Monday, July 25, 2011

Losing Mom

I was out riding when I received the call, actually missed the call from her phone, I always try to answer my phone but it of course was buried in my pack, I called back and a woman answered asking if I knew who's number this was then told me what had happened. God your mind races, I told my friends and we bolted, our legs pumped hard, with my mind racing I knew I could not give up I had to get to mom, I muttered prayers to the heavens as our legs burned, the trail was blurred from my tears and never seemed to end, with each hill feeling like the last. I swear I saw her smiling drifting above us, her hand pushing us along, I forced it from my mind and tried to think positive "hang in there I'm on my way" I muttered.
At the parking area I jumped off my bike leaving its wheels spinning on the ground and raced off, the Buicks tires squealed in protest as I screamed down the pass. Calls to emergency personal were to no avail and nobody seemed to know anything. I sped on with flashers going honking the horn for people to move, some of which did, their eyes wide with wonder, others seemed oblivious to the world around them, or maybe felt their own quest to go no where no where was far more important.
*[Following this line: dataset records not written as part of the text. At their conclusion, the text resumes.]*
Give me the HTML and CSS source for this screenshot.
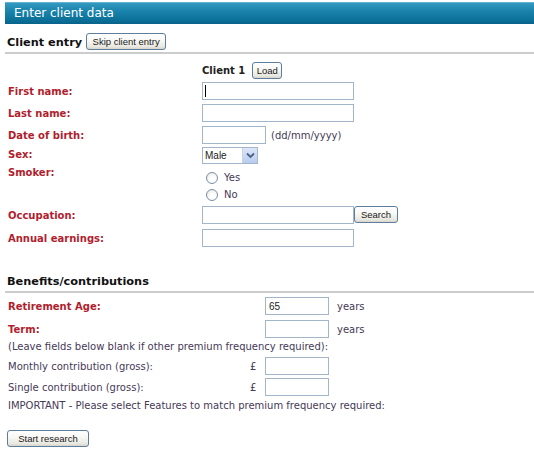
FILE: index.html
```html
<!DOCTYPE html>
<html>
<head>
<meta charset="utf-8">
<title>Enter client data</title>
<link rel="stylesheet" href="styles.css">
</head>
<body>
<div class="page">
  <div class="header">Enter client data</div>

  <div class="section-head">
    <h2 class="section-title">Client entry</h2>
    <button class="btn btn-skip" type="button">Skip client entry</button>
  </div>

  <div class="client">
    <div class="row row-client">
      <span class="label-spacer"></span>
      <span class="client-name">Client 1</span>
      <button class="btn btn-load" type="button">Load</button>
    </div>
    <div class="row">
      <label class="label">First name:</label>
      <span class="caret-wrap"><input class="field field-long" type="text"><span class="caret"></span></span>
    </div>
    <div class="row">
      <label class="label">Last name:</label>
      <input class="field field-long" type="text">
    </div>
    <div class="row">
      <label class="label">Date of birth:</label>
      <input class="field field-short" type="text">
      <span class="hint">(dd/mm/yyyy)</span>
    </div>
    <div class="row row-sex">
      <label class="label">Sex:</label>
      <span class="select-wrap">
        <select class="select"><option>Male</option><option>Female</option></select>
        <span class="select-arrow"><svg width="9" height="7" viewBox="0 0 9 7"><path d="M1 1.5 L4.5 5 L8 1.5" fill="none" stroke="#4d6185" stroke-width="1.8"/></svg></span>
      </span>
    </div>
    <div class="row-smoker">
      <label class="label label-top">Smoker:</label>
      <div class="radios">
        <label class="radio-row"><input class="radio" type="radio" name="smoker"><span>Yes</span></label>
        <label class="radio-row"><input class="radio" type="radio" name="smoker"><span>No</span></label>
      </div>
    </div>
    <div class="row">
      <label class="label">Occupation:</label>
      <input class="field field-long" type="text">
      <button class="btn btn-search" type="button">Search</button>
    </div>
    <div class="row row-annual">
      <label class="label">Annual earnings:</label>
      <input class="field field-long" type="text">
    </div>
  </div>

  <div class="section-head section-benefits">
    <h2 class="section-title">Benefits/contributions</h2>
  </div>

  <div class="benefits">
    <div class="brow brow-first">
      <label class="blabel label">Retirement Age:</label>
      <span class="currency"></span>
      <input class="field field-short" type="text" value="65">
      <span class="unit">years</span>
    </div>
    <div class="brow">
      <label class="blabel label">Term:</label>
      <span class="currency"></span>
      <input class="field field-short" type="text">
      <span class="unit">years</span>
    </div>
    <div class="note">(Leave fields below blank if other premium frequency required):</div>
    <div class="brow brow-monthly">
      <label class="blabel plain">Monthly contribution (gross):</label>
      <span class="currency">£</span>
      <input class="field field-short" type="text">
    </div>
    <div class="brow brow-single">
      <label class="blabel plain">Single contribution (gross):</label>
      <span class="currency">£</span>
      <input class="field field-short" type="text">
    </div>
    <div class="note note-important">IMPORTANT - Please select Features to match premium frequency required:</div>
    <button class="btn btn-start" type="button">Start research</button>
  </div>
</div>
</body>
</html>
```

FILE: styles.css
```css
html, body {
  margin: 0;
  padding: 0;
  background: #ffffff;
}

body {
  font-family: "DejaVu Sans", Verdana, sans-serif;
  font-size: 10px;
  color: #463957;
}

.page {
  padding-left: 5px;
}

.header {
  margin-top: 2px;
  height: 22px;
  line-height: 21px;
  padding-left: 9px;
  color: #ffffff;
  font-size: 12px;
  background: linear-gradient(#3399c0 0%, #1a83ab 40%, #0c7199 80%, #09628a 100%);
  border-top: 1px solid #66b1cf;
  box-sizing: border-box;
}

.section-head {
  display: flex;
  align-items: center;
  margin-top: 9px;
  height: 21px;
  padding-left: 2px;
  border-bottom: 2px solid #cccccc;
  box-sizing: border-box;
}

.section-title {
  margin: 0;
  font-size: 11.3px;
  font-weight: bold;
  color: #111111;
}

.btn {
  font-family: "Liberation Sans", Arial, sans-serif;
  font-size: 9.5px;
  color: #1a1a1a;
  height: 17px;
  padding: 0;
  border: 1px solid #5d7d9f;
  border-radius: 3px;
  background: linear-gradient(#ffffff 0%, #f7f7f3 45%, #e8e8e0 85%, #d6d4cb 100%);
  box-sizing: border-box;
  cursor: pointer;
}

.btn-skip {
  margin-left: 4px;
  width: 80px;
  margin-top: -2px;
}

.client {
  padding-left: 3px;
}

.row {
  display: flex;
  align-items: center;
  height: 20px;
  margin-top: 2px;
}

.row-client {
  height: 18px;
  margin-top: 7px;
}

.label-spacer {
  width: 194px;
}

.client-name {
  font-weight: bold;
  color: #222222;
}

.btn-load {
  margin-left: 7px;
  width: 30px;
}

.label {
  width: 194px;
  flex: none;
  font-weight: bold;
  color: #b01e2e;
}

.field {
  height: 18px;
  box-sizing: border-box;
  border: 1px solid #a3b6c9;
  padding: 0 3px;
  margin: 0;
  font-family: "Liberation Sans", Arial, sans-serif;
  font-size: 10px;
  color: #222222;
  background: #ffffff;
  outline: none;
}

.field-long {
  width: 152px;
}

.field-short {
  width: 64px;
}

.caret-wrap {
  position: relative;
  display: inline-flex;
}

.caret {
  position: absolute;
  left: 3px;
  top: 3px;
  width: 1px;
  height: 12px;
  background: #000000;
}

.hint {
  margin-left: 5px;
}

.row-sex {
  align-items: flex-start;
  padding-top: 0;
}

.row-sex .label {
  margin-top: 2px;
}

.select-wrap {
  position: relative;
  display: inline-flex;
}

.select {
  appearance: none;
  -webkit-appearance: none;
  width: 56px;
  height: 17px;
  box-sizing: border-box;
  border: 1px solid #a3b6c9;
  padding: 0 2px;
  font-family: "Liberation Sans", Arial, sans-serif;
  font-size: 10px;
  color: #222222;
  background: #ffffff;
  border-radius: 0;
  outline: none;
}

.select-arrow {
  position: absolute;
  right: 1px;
  top: 1px;
  width: 15px;
  height: 15px;
  display: flex;
  align-items: center;
  justify-content: center;
  background: linear-gradient(#dce6f8, #b9cbef);
  border-left: 1px solid #c4d3ee;
  box-sizing: border-box;
  pointer-events: none;
}

.row-smoker {
  display: flex;
  margin-top: 2px;
}

.label-top {
  margin-top: -3px;
  line-height: 13px;
  align-self: flex-start;
}

.radios {
  display: flex;
  flex-direction: column;
}

.radio-row {
  display: flex;
  align-items: center;
  height: 17px;
}

.radio {
  appearance: none;
  -webkit-appearance: none;
  margin: 0 6px 0 4px;
  width: 12px;
  height: 12px;
  border: 1px solid #7b8ea6;
  border-radius: 50%;
  background: radial-gradient(circle at 60% 65%, #ffffff 30%, #e3e3dc 100%);
  box-sizing: border-box;
}

.btn-search {
  width: 44px;
  margin-top: -2px;
}

.row-annual {
  margin-top: 3px;
}

.section-benefits {
  margin-top: 24px;
}

.benefits {
  padding-left: 3px;
}

.brow {
  display: flex;
  align-items: center;
  height: 20px;
  margin-top: 3px;
}

.brow-monthly {
  margin-top: 2px;
}

.brow-single {
  margin-top: 1px;
}

.blabel {
  width: 242px;
  flex: none;
}

.plain {
  color: #463957;
}

.currency {
  width: 15px;
  flex: none;
  font-size: 10px;
}

.unit {
  margin-left: 8px;
}

.note {
  height: 15px;
  line-height: 15px;
}

.note-important {
  height: 17px;
  line-height: 17px;
}

.btn-start {
  display: block;
  margin-top: 16px;
  margin-left: -1px;
  width: 82px;
}
```
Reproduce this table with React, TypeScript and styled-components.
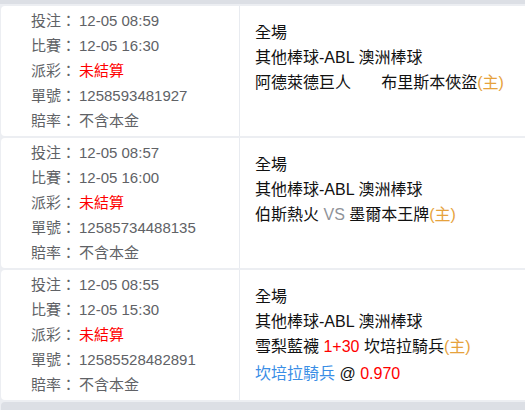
import React from 'react'
import styled, { createGlobalStyle } from 'styled-components'

const GlobalStyle = createGlobalStyle`
  html, body {
    margin: 0;
    padding: 0;
    background: #dcdfe5;
  }
  body {
    font-family: 'Liberation Sans', Arial, 'Noto Sans CJK TC', sans-serif;
  }
`

type Bet = {
  placed: string
  match: string
  order: string
  home: string
  away: string
  showVs: boolean
  handicap?: string
  pick?: { team: string; odds: string }
}

const bets: Bet[] = [
  {
    placed: '12-05 08:59',
    match: '12-05 16:30',
    order: '1258593481927',
    home: '阿德萊德巨人',
    away: '布里斯本俠盜',
    showVs: false,
  },
  {
    placed: '12-05 08:57',
    match: '12-05 16:00',
    order: '12585734488135',
    home: '伯斯熱火',
    away: '墨爾本王牌',
    showVs: true,
  },
  {
    placed: '12-05 08:55',
    match: '12-05 15:30',
    order: '12585528482891',
    home: '雪梨藍襪',
    away: '坎培拉騎兵',
    showVs: true,
    handicap: '1+30',
    pick: { team: '坎培拉騎兵', odds: '0.970' },
  },
]

const App = () => {
  return (
    <>
      <GlobalStyle />
      <List>
        <Stub $top />
        {bets.map((b) => (
          <Card key={b.order}>
            <Info>
              <InfoRow>
                <Label>投注：</Label>
                <Value>{b.placed}</Value>
              </InfoRow>
              <InfoRow>
                <Label>比賽：</Label>
                <Value>{b.match}</Value>
              </InfoRow>
              <InfoRow>
                <Label>派彩：</Label>
                <Value $red>未結算</Value>
              </InfoRow>
              <InfoRow>
                <Label>單號：</Label>
                <Value>{b.order}</Value>
              </InfoRow>
              <InfoRow>
                <Label>賠率：</Label>
                <Value>不含本金</Value>
              </InfoRow>
            </Info>
            <Detail>
              <Line>全場</Line>
              <Line>其他棒球-ABL 澳洲棒球</Line>
              <Line>
                {b.home}
                {b.handicap ? (
                  <Red> {b.handicap} </Red>
                ) : (
                  <Vs $invisible={!b.showVs}> VS </Vs>
                )}
                {b.away}
                <Home>(主)</Home>
              </Line>
              {b.pick && (
                <PickLine>
                  <Blue>{b.pick.team}</Blue> @ <Red>{b.pick.odds}</Red>
                </PickLine>
              )}
            </Detail>
          </Card>
        ))}
        <Stub />
      </List>
    </>
  )
}

export default App

const List = styled.div`
  display: flex;
  flex-direction: column;
  gap: 2px;
  background: #eceef2;
  margin-top: 4px;
  padding: 0 0 0 1px;
  height: 406px;
  overflow: hidden;
`

const Stub = styled.div<{ $top?: boolean }>`
  height: ${({ $top }) => ($top ? '0px' : '20px')};
  background: #dcdfe5;
  border-radius: 4px 0 0 0;
  flex-shrink: 0;
`

const Card = styled.div`
  display: flex;
  height: 130px;
  background: #fff;
  border-radius: 4px 0 0 4px;
  flex-shrink: 0;
`

const Info = styled.div`
  width: 239px;
  border-right: 1px solid #e8ebf0;
  padding: 2px 0 0 30px;
  box-sizing: border-box;
  flex-shrink: 0;
`

const InfoRow = styled.div`
  display: flex;
  height: 25px;
  line-height: 25px;
  font-size: 15px;
`

const Label = styled.span`
  width: 48px;
  color: #606266;
`

const Value = styled.span<{ $red?: boolean }>`
  color: ${({ $red }) => ($red ? '#ff0000' : '#606266')};
`

const Detail = styled.div`
  padding: 14px 0 0 15px;
  font-size: 16px;
  color: #111;
`

const Line = styled.div`
  height: 25px;
  line-height: 25px;
  white-space: nowrap;
`

const PickLine = styled(Line)`
  margin-top: 2px;
`

const Vs = styled.span<{ $invisible?: boolean }>`
  color: ${({ $invisible }) => ($invisible ? 'transparent' : '#909399')};
`

const Home = styled.span`
  color: #e6a23c;
`

const Red = styled.span`
  color: #ff0000;
`

const Blue = styled.span`
  color: #3a8ee6;
`
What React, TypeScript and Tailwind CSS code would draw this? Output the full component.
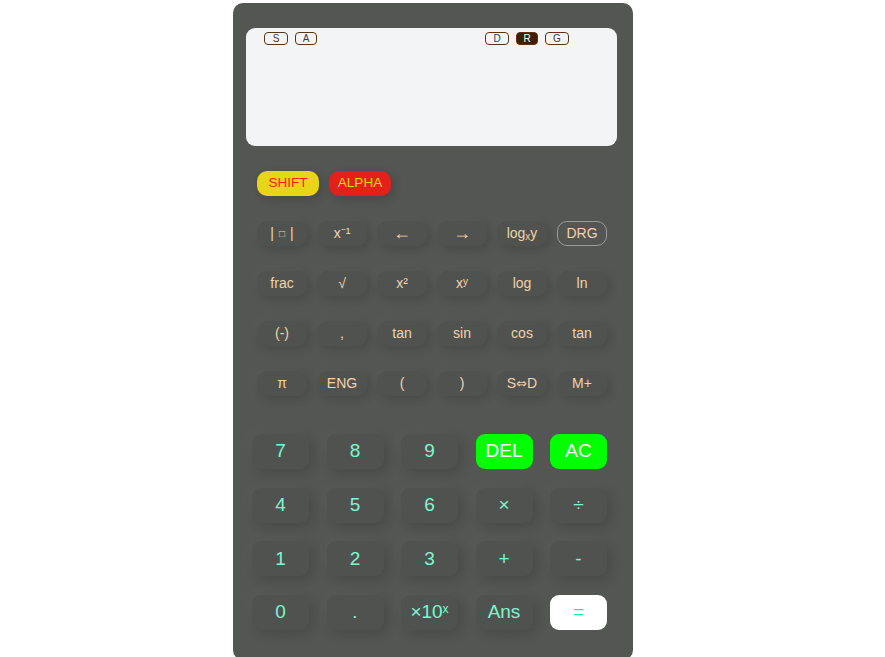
import React from "react";

const font = { fontFamily: '"Liberation Sans", Arial, sans-serif' };

function Ind({ t, active }: { t: string; active?: boolean }) {
  return (
    <div
      className={
        "h-[13px] rounded-[4px] border border-[#5a3412] flex items-center justify-center text-[10px] leading-none " +
        (active ? "bg-[#3f1f00] text-white" : "text-[#3a3a4a]")
      }
      style={{ width: t === "A" ? 22 : t === "R" ? 22 : 24 }}
    >
      {t}
    </div>
  );
}

function Fn({ children, outline }: { children: React.ReactNode; outline?: boolean }) {
  return (
    <div
      className={
        "h-[25px] w-[50px] flex items-center justify-center text-[14px] text-[#f0d2ac] rounded-[10px] " +
        (outline
          ? "border border-[#9a9a98] bg-transparent"
          : "bg-[#50524f] shadow-[3px_3px_10px_rgba(0,0,0,0.14),-3px_-3px_10px_rgba(255,255,255,0.03)]")
      }
    >
      {children}
    </div>
  );
}

function Num({ children, kind }: { children: React.ReactNode; kind?: "green" | "white" }) {
  let cls = "bg-[#50524f] text-[#7cf7cf] shadow-[4px_4px_12px_rgba(0,0,0,0.14),-4px_-4px_12px_rgba(255,255,255,0.03)]";
  if (kind === "green") cls = "bg-[#00ff00] text-white";
  if (kind === "white") cls = "bg-white text-[#14f0b4]";
  return (
    <div className={"h-[35px] w-[57px] rounded-[9px] flex items-center justify-center text-[19px] " + cls}>
      {children}
    </div>
  );
}

export default function App() {
  const fnRows: React.ReactNode[][] = [
    [
      <span key="abs" className="flex items-center gap-[5px]">
        |<span className="text-[10px]">□</span>|
      </span>,
      "x⁻¹",
      <span key="la" className="text-[18px]">←</span>,
      <span key="ra" className="text-[18px]">→</span>,
      <span key="l">log<span className="text-[10px] relative top-[2px]">x</span>y</span>,
      "DRG",
    ],
    ["frac", "√", "x²", <span key="xy">x<span className="text-[10px] relative top-[-3px]">y</span></span>, "log", "ln"],
    ["(-)", ",", "tan", "sin", "cos", "tan"],
    [
      "π",
      "ENG",
      "(",
      ")",
      <span key="sd">
        S<span style={{ fontFamily: '"DejaVu Sans", sans-serif' }} className="text-[13px]">⇔</span>D
      </span>,
      "M+",
    ],
  ];
  return (
    <div className="w-[885px] h-[657px] bg-white overflow-hidden" style={font}>
      <div className="ml-[233px] mt-[3px] w-[400px] h-[657px] bg-[#545653] rounded-[10px] pt-[25px]">
        <div className="ml-[13px] w-[371px] h-[118px] bg-[#f3f4f6] rounded-[9px] pt-[4px]">
          <div className="flex items-center">
            <div className="ml-[18px] flex gap-[7px]">
              <Ind t="S" />
              <Ind t="A" />
            </div>
            <div className="ml-[168px] flex gap-[7px]">
              <Ind t="D" />
              <Ind t="R" active />
              <Ind t="G" />
            </div>
          </div>
        </div>
        <div className="ml-[24px] mt-[25px] flex gap-[10px]">
          <div className="h-[25px] w-[62px] rounded-[10px] bg-[#e8d418] text-[#ff1a00] text-[13.5px] flex items-center justify-center shadow-[3px_3px_10px_rgba(0,0,0,0.16)]">
            SHIFT
          </div>
          <div className="h-[25px] w-[62px] rounded-[10px] bg-[#e3211b] text-[#f2d21c] text-[13.5px] flex items-center justify-center shadow-[3px_3px_10px_rgba(0,0,0,0.16)]">
            ALPHA
          </div>
        </div>
        <div className="ml-[24px] mt-[25px] flex flex-col gap-[25px]">
          {fnRows.map((row, i) => (
            <div key={i} className="flex gap-[10px]">
              {row.map((k, j) => (
                <Fn key={j} outline={i === 0 && j === 5}>
                  {k}
                </Fn>
              ))}
            </div>
          ))}
        </div>
        <div className="ml-[19px] mt-[38px] grid grid-cols-[repeat(5,57px)] gap-x-[17.5px] gap-y-[18.7px]">
          <Num>7</Num>
          <Num>8</Num>
          <Num>9</Num>
          <Num kind="green">DEL</Num>
          <Num kind="green">AC</Num>
          <Num>4</Num>
          <Num>5</Num>
          <Num>6</Num>
          <Num>×</Num>
          <Num>÷</Num>
          <Num>1</Num>
          <Num>2</Num>
          <Num>3</Num>
          <Num>+</Num>
          <Num>-</Num>
          <Num>0</Num>
          <Num>.</Num>
          <Num>
            <span>
              ×10<span className="text-[12px] relative top-[-5px]">x</span>
            </span>
          </Num>
          <Num>Ans</Num>
          <Num kind="white">=</Num>
        </div>
      </div>
    </div>
  );
}
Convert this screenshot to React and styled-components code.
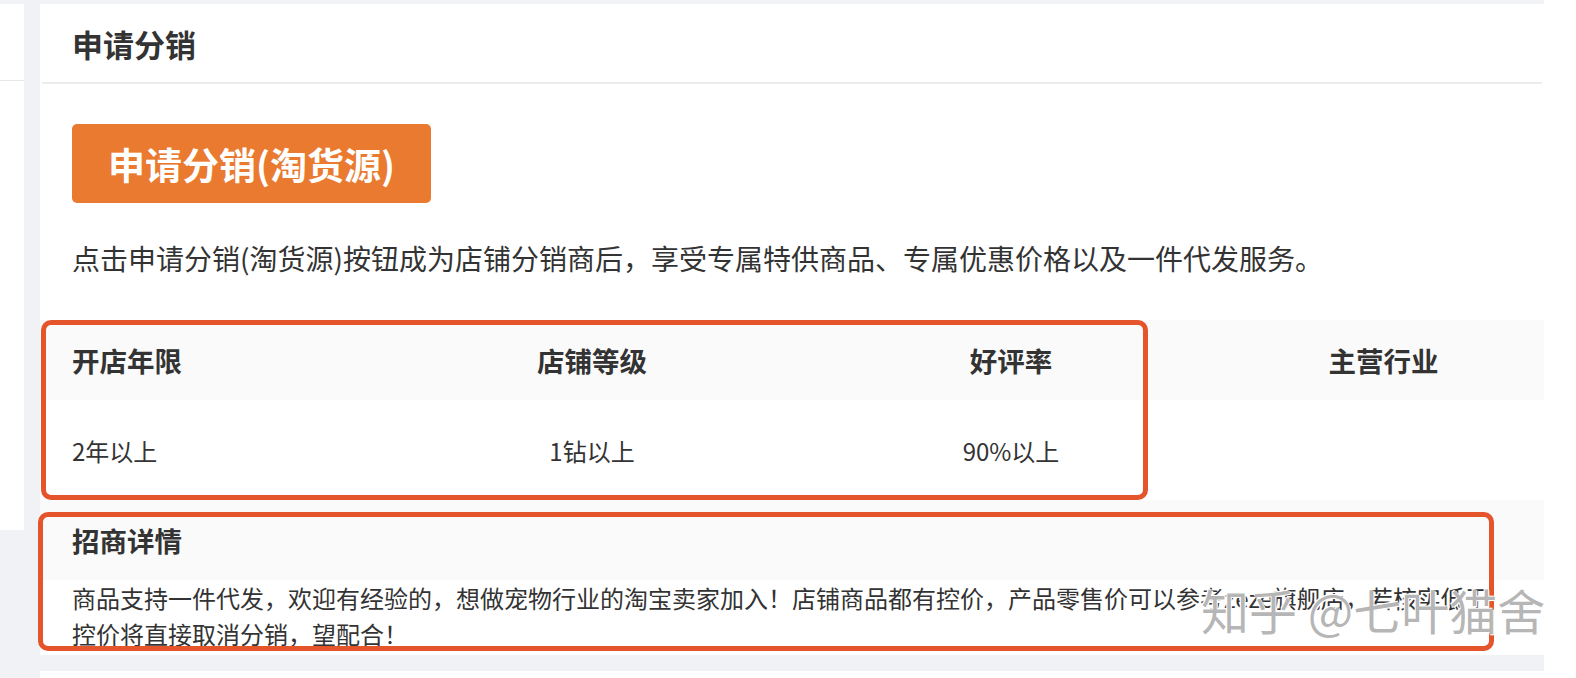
import React from "react";
import styled, { createGlobalStyle } from "styled-components";

const Global = createGlobalStyle`
  html, body { margin: 0; padding: 0; background: #ffffff; }
  body { font-family: "Noto Sans CJK SC", "Noto Sans", sans-serif; color: #333; overflow: hidden; }
`;

const Page = styled.div`
  width: 1544px;
  height: 678px;
  background: #f1f2f6;
  padding-top: 4px;
  box-sizing: border-box;
  display: flex;
  gap: 16px;
  align-items: flex-start;
  overflow: hidden;
`;

const SideCard = styled.div`
  width: 24px;
  height: 526px;
  background: #fff;
  display: flex;
  flex-direction: column;
`;

const SideTop = styled.div`
  height: 76px;
  border-bottom: 1px solid #e6e6e6;
`;

const MainCol = styled.div`
  flex: 1;
  display: flex;
  flex-direction: column;
  gap: 16px;
  position: relative;
`;

const Card = styled.div`
  background: #fff;
  display: flex;
  flex-direction: column;
`;

const CardHeader = styled.div`
  height: 78px;
  display: flex;
  align-items: center;
  margin: 0 2px;
  padding-left: 30px;
  font-size: 31px;
  font-weight: 700;
  color: #333;
  border-bottom: 2px solid #ececec;
`;

const Body = styled.div`
  padding-top: 40px;
  display: flex;
  flex-direction: column;
`;

const ApplyButton = styled.button`
  margin-left: 32px;
  width: 359px;
  height: 79px;
  border: none;
  border-radius: 5px;
  background: #e97a30;
  color: #fff;
  font-family: inherit;
  font-size: 37px;
  font-weight: 700;
  display: flex;
  align-items: center;
  justify-content: center;
  padding: 0;
  cursor: pointer;
`;

const Desc = styled.p`
  margin: 35px 0 42px 32px;
  font-size: 28px;
  line-height: 40px;
  color: #333;
`;

const Row = styled.div`
  display: grid;
  grid-template-columns: 345px 414px 424px 1fr;
  align-items: center;
  height: ${(p) => p.$h}px;
  background: ${(p) => (p.$head ? "#fafafa" : "#fff")};
`;

const Cell = styled.div`
  text-align: ${(p) => (p.$left ? "left" : "center")};
  padding-left: ${(p) => (p.$left ? "32px" : "0")};
  font-size: ${(p) => (p.$head ? "27.5px" : "24px")};
  font-weight: ${(p) => (p.$head ? 700 : 400)};
  color: #333;
`;

const DetailHead = styled.div`
  height: 80px;
  background: #fafafa;
  display: flex;
  align-items: center;
  padding-left: 32px;
  font-size: 27.5px;
  font-weight: 700;
  color: #333;
`;

const DetailText = styled.p`
  margin: 0;
  padding: 0 32px 3px 32px;
  font-size: 24px;
  line-height: 36px;
  color: #333;
`;

const NextCard = styled.div`
  background: #fff;
  height: 40px;
`;

const Mark = styled.div`
  position: absolute;
  left: ${(p) => p.$x}px;
  top: ${(p) => p.$y}px;
  width: ${(p) => p.$w}px;
  height: ${(p) => p.$h}px;
  border: 5px solid #e4552c;
  border-radius: 10px;
  box-sizing: border-box;
  pointer-events: none;
`;

const Watermark = styled.div`
  position: absolute;
  left: 1161px;
  top: 574px;
  font-size: 48px;
  line-height: 62px;
  color: rgba(150, 150, 150, 0.7);
  white-space: nowrap;
  text-shadow: 0 0 2px #fff, 1px 1px 0 #fff, -1px -1px 0 #fff;
  pointer-events: none;
`;

const cols = [
  { head: "开店年限", val: "2年以上", left: true },
  { head: "店铺等级", val: "1钻以上" },
  { head: "好评率", val: "90%以上" },
  { head: "主营行业", val: "" },
];

export default function App() {
  return (
    <>
      <Global />
      <Page>
        <SideCard>
          <SideTop />
        </SideCard>
        <MainCol>
          <Card>
            <CardHeader>申请分销</CardHeader>
            <Body>
              <ApplyButton>申请分销(淘货源)</ApplyButton>
              <Desc>
                点击申请分销(淘货源)按钮成为店铺分销商后，享受专属特供商品、专属优惠价格以及一件代发服务。
              </Desc>
              <Row $head $h={80}>
                {cols.map((c) => (
                  <Cell key={c.head} $head $left={c.left}>
                    {c.head}
                  </Cell>
                ))}
              </Row>
              <Row $h={100}>
                {cols.map((c) => (
                  <Cell key={c.head} $left={c.left}>
                    {c.val}
                  </Cell>
                ))}
              </Row>
              <DetailHead>招商详情</DetailHead>
              <DetailText>
                商品支持一件代发，欢迎有经验的，想做宠物行业的淘宝卖家加入！店铺商品都有控价，产品零售价可以参考zeze旗舰店，若核实低于控价将直接取消分销，望配合！
              </DetailText>
            </Body>
          </Card>
          <NextCard />
          <Mark $x={1} $y={316} $w={1107} $h={180} />
          <Mark $x={-2} $y={508} $w={1456} $h={139} />
          <Watermark>知乎 @七叶猫舍</Watermark>
        </MainCol>
      </Page>
    </>
  );
}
I kept calling her phone but nobody would answer, then the gas light came on, no no I didnt have time for this, unreal.
I stopped at a small gas station and threw them a handful of money as I frantically pumped just enough fuel to carry on. It would not be much further, I pulled out on the interstate and not a mile later I saw the fire trucks and police cars, their cherries an ominous warning. I pulled up not knowing what to expect but only looking for an answer, I rolled down my window and and told the two firemen who I was, they looked away their eyes telling all. I jammed the car into park and leaped out anyhow, like somehow someone would tell me something their eyes had already betrayed but that I wanted to hear different. A policeman approached and my dry mouth asked if she made it, he looked down and then I truly knew I had not been fast enough, that there was nothing I could have done, I sank to the ground as I whaled in protest to the heavens.
I sit now still waiting for her to walk through the door but I know she will not come, but my mind plays tricks as I see her on the couch laughing to some silly movie with her tears of joy streaming down her face. But its not to be, and the couch sits empty, instead I am greeted by my dads dog who stands staring, ears up, hoping he can understand my words, tail wagging slightly as his eyes stare into my soul. The cat brushes against my leg, giving his comfort as only a feline can.
It all happened so fast, the calls to loved ones, the knock on doors of her aunts to give them the tragic news I sit here spinning still. I think of the past and the future that I no longer will share with her.
Today will be more calls, more tears and papers to sign, her personal belongings to be retrieved and the house readied for guests. I will ride later on as nature is where I go to clear my head, to feel the spirits and to receive their message, Sanity will come then.

1 comment:

  1. Craig

    This breaks my heart to read. You write beautifully. Keep writing and talking about how you feel. It will help you heal. Love Vickie H.